Wednesday, May 22, 2013

Starting Slowly...Unintentionally

"Alls I got to do is keep bein' a good person. No matter what, good things'll come my way. Everything's gonna happen for me, just so long as I never have no in my heart." - Joe Dirt
I'm a week in and I've gone to the gym twice, but I'm on a good meal plan during the week, although my weekend "plan" really sucks. And according to the scale, I gained weight. I contemplated smashing it with the hammer I always carry around in my car, but then decided I'm not going to let myself get down because of what the scale says. It tells lies.

I did kettlebell on my first day back at the gym. According to MyFitnessPal.com, 60 minutes of that burns 906 calories. That seems a bit high so I try not to fulfill my daily calorie allowance based on that. Especially because I find myself taking frequent breaks during this 60 minutes so I don't pass out or throw up. I'm in terrible shape.

In good spirits even after realizing what terrible shape I'm in.
 I got a new bicycle and helmet (safety first!) and rode it about a mile on Monday before I felt like my legs were gonna fall off. Then I forced myself to take the dogs for a walk after that.


 
Two of three dinguses. Usually I do three separate walks, as I don't have one of them well behaved dogs like on TV who don't pull me down the street.

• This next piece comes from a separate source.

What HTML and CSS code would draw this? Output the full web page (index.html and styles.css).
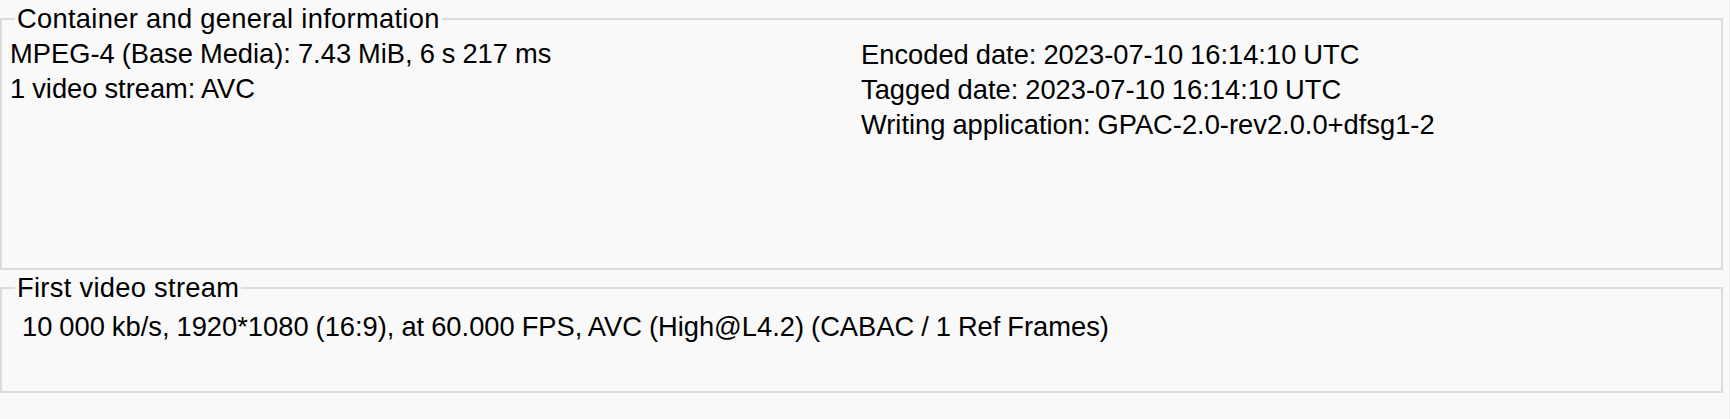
FILE: index.html
```html
<!DOCTYPE html>
<html lang="en">
<head>
  <meta charset="UTF-8">
  <title>MediaInfo - Easy</title>
  <link rel="stylesheet" href="styles.css">
</head>
<body>

  <fieldset class="group group-general">
    <legend>Container and general information</legend>
    <div class="general-info">
      <div class="col col-left">
        <div>MPEG-4 (Base Media): 7.43 MiB, 6 s 217 ms</div>
        <div>1 video stream: AVC</div>
      </div>
      <div class="col col-right">
        <div>Encoded date: 2023-07-10 16:14:10 UTC</div>
        <div>Tagged date: 2023-07-10 16:14:10 UTC</div>
        <div>Writing application: GPAC-2.0-rev2.0.0+dfsg1-2</div>
      </div>
    </div>
  </fieldset>

  <fieldset class="group group-video">
    <legend>First video stream</legend>
    <div class="video-info">
      <div>10 000 kb/s, 1920*1080 (16:9), at 60.000 FPS, AVC (High@L4.2) (CABAC / 1 Ref Frames)</div>
    </div>
  </fieldset>

</body>
</html>
```

FILE: styles.css
```css
* {
  box-sizing: border-box;
}

html, body {
  margin: 0;
  padding: 0;
  background-color: #f9f9f9;
}

body {
  width: 1730px;
  height: 419px;
  overflow: hidden;
  font-family: 'Liberation Sans', Arial, sans-serif;
  font-size: 27.3px;
  word-spacing: -0.6px;
  color: #000;
  border-right: 1px solid #ececec;
}

.group {
  width: 1723px;
  margin: 0;
  padding: 0;
  border: 2px solid #dcdcdc;
  min-width: 0;
}

.group legend {
  margin-left: 13px;
  padding: 0 2px;
  line-height: 30px;
  letter-spacing: 0.3px;
  word-spacing: 0;
}

.group-general {
  margin-top: 4px;
}

.group-video {
  margin-top: 3px;
}

/* contenu de la boîte générale */
.general-info {
  display: grid;
  grid-template-columns: 851px 1fr;
  height: 234px;
  padding: 2px 0 0 8px;
  line-height: 35px;
}

.col-right {
  padding-top: 1px;
}

.video-info {
  height: 88px;
  padding: 6px 0 0 20px;
  line-height: 35px;
}
```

Tsunami only pants after a good walk.
 Tuesday I did what felt like a thousand squats, lunges, deadlifts and ran more than I'd like to in an hour, and now I'm walking like a have a stick up my butt. It's almost enough to call for a gym break, but I'll keep on keepin' on.


Word.

Wednesday, May 15, 2013

The New Version Of Me

“I am old, Gandalf. I don't look it, but I am beginning to feel it in my heart of hearts. Well-preserved indeed! Why, I feel all thin, sort of stretched, if you know what I mean: like butter that has been scraped over too much bread. That can't be right. I need a change, or something.” -Bilbo Baggins


Losing weight is hard.

The toughest part about that statement is that I already did it once.



Me at my heaviest :(
  

I hit a maximum of 218 lbs. before I realized that I had a huge problem with my weight and I had to do something to change it. So I did. With the motivation from my friends, the people at the gym,  and my co-workers, (mostly catty motivation from the co-workers, like temptation with homemade chocolate cake that my competition would bring but refuse to eat) I dropped down to 148 lbs, my lowest weight EVER.

Me at my lightest! :)

Then I got tired. Tired of eating the right things. Tired of working out. Relationships happened and failed and I got depressed. So the weight piled back on...

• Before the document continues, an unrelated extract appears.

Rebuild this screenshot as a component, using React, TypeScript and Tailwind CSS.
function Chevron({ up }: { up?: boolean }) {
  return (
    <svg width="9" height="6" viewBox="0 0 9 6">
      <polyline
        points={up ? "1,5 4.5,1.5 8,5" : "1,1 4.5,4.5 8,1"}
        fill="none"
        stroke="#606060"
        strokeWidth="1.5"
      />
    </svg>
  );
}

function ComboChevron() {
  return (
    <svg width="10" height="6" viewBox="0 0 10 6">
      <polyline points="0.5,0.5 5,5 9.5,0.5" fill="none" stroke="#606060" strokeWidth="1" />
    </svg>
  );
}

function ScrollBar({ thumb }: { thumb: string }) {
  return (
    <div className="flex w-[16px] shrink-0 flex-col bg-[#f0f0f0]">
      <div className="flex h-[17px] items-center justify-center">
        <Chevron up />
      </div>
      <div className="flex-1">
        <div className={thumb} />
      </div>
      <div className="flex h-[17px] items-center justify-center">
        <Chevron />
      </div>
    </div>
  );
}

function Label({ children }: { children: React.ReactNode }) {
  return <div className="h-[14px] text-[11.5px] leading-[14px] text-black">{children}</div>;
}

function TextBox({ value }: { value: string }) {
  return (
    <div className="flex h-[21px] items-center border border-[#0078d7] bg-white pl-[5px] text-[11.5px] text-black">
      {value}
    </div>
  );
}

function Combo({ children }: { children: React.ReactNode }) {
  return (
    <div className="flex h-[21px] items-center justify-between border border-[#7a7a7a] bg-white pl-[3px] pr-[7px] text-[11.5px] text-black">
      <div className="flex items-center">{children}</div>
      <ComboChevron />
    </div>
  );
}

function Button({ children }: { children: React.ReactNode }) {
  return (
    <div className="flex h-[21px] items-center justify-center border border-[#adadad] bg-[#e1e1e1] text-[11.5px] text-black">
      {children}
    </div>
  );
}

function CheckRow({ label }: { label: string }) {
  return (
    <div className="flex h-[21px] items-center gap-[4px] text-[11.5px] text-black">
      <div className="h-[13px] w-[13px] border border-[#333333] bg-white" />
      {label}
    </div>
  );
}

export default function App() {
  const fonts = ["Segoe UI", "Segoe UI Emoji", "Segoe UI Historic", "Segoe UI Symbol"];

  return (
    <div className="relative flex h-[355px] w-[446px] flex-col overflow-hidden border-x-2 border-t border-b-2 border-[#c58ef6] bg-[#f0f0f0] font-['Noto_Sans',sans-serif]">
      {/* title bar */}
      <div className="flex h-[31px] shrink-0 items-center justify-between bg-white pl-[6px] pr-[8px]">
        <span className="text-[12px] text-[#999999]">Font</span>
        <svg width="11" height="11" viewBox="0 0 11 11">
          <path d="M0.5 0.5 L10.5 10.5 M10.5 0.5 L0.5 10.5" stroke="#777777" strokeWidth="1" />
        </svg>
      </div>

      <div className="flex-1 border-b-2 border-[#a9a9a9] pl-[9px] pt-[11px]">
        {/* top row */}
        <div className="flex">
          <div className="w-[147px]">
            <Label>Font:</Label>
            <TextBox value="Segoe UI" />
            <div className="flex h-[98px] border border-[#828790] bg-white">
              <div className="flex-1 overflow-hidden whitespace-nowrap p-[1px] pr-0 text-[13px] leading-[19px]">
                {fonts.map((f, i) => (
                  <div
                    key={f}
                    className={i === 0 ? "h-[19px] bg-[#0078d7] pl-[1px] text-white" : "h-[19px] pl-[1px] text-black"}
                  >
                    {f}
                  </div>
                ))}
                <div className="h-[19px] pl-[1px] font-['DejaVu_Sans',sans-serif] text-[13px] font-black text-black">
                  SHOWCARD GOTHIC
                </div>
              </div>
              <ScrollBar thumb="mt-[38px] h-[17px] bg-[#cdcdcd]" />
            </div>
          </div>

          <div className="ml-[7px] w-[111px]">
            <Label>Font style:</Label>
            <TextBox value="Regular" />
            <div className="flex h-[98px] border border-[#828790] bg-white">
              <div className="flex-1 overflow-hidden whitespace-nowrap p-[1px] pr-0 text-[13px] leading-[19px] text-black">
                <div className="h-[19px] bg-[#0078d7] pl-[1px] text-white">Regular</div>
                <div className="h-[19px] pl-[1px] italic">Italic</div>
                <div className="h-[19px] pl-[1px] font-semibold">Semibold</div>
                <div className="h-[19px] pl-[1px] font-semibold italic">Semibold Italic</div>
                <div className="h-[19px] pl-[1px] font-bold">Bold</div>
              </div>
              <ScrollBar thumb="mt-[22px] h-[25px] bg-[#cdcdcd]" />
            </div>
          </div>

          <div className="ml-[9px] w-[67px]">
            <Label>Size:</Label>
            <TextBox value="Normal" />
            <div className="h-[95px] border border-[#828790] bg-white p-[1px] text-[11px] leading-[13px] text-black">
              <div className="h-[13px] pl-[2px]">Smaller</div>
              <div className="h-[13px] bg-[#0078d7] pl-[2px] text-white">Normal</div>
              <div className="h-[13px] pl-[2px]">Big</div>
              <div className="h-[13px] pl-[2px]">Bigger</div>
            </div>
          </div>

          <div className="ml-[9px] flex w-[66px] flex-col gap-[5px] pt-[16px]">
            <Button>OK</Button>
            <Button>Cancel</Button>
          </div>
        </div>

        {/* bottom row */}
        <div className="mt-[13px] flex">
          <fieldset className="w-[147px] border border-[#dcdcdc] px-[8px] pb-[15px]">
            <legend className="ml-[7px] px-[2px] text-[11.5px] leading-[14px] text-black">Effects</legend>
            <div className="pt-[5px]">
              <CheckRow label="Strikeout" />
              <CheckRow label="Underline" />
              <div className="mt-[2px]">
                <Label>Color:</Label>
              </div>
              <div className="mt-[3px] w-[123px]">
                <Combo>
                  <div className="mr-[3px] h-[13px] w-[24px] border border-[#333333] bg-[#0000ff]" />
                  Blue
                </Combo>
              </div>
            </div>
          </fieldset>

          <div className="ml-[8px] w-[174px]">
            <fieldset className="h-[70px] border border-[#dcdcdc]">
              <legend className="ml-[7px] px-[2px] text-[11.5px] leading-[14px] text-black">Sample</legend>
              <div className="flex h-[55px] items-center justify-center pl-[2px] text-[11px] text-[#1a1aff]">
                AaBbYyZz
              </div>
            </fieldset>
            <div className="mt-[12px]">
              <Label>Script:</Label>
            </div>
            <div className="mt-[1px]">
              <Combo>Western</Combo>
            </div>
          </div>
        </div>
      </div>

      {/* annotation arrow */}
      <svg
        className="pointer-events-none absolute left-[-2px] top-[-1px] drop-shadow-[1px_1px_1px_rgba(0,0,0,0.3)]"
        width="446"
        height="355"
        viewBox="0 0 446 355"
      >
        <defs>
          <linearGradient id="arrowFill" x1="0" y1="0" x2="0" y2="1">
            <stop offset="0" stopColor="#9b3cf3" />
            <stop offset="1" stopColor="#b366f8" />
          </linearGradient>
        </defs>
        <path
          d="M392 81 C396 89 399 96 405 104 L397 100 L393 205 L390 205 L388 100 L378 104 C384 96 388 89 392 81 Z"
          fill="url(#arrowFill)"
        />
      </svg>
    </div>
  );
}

Can you imagine the disappointment I felt after stepping back on the scale and realizing that I've put on over 50 lbs of FAT in the last two years?? I don't know if I've developed issues from gaining the weight  back so fast, but there are a few things that I've used as reasons/excuses not to work out for over a year. And I would eat whatever I wanted, as much as I wanted.

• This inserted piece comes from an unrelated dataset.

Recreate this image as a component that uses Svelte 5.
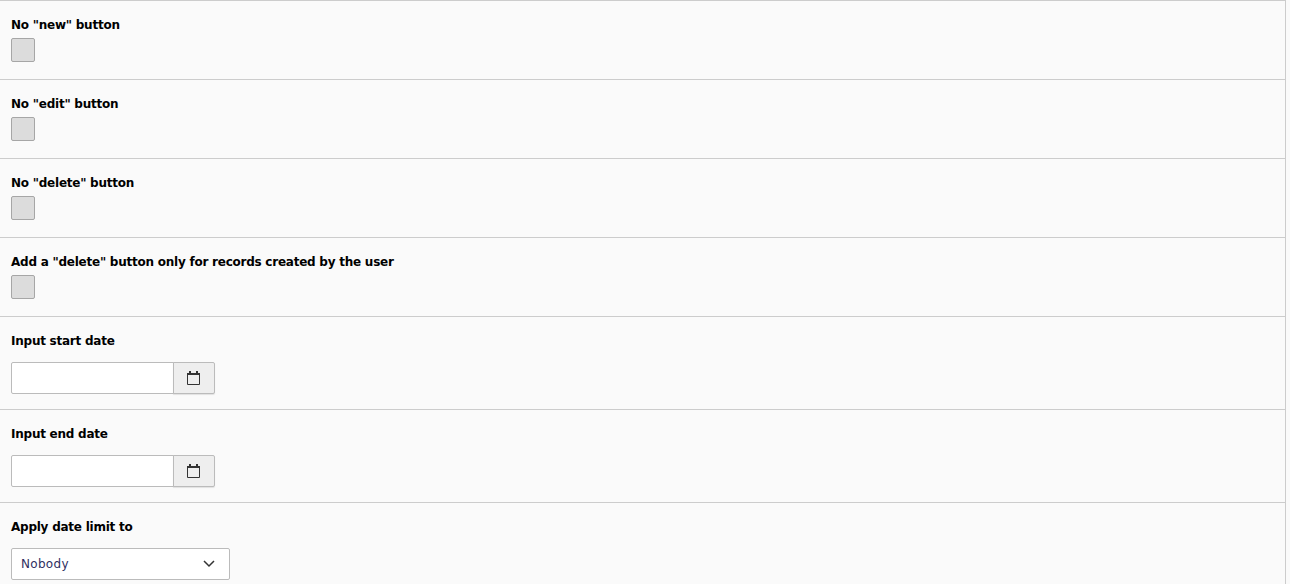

I used ignore whatever pain or ailment I developed when I had a goal before. At 30 years old it's time to stop making excuses and make the changes that I need to...no...WILL continue for the rest of my life. No more negativity. I will do this for me.

This is the beginning of my journey. To fitness. To transformation (inside and out). To sanity. To lucidy. And it starts today.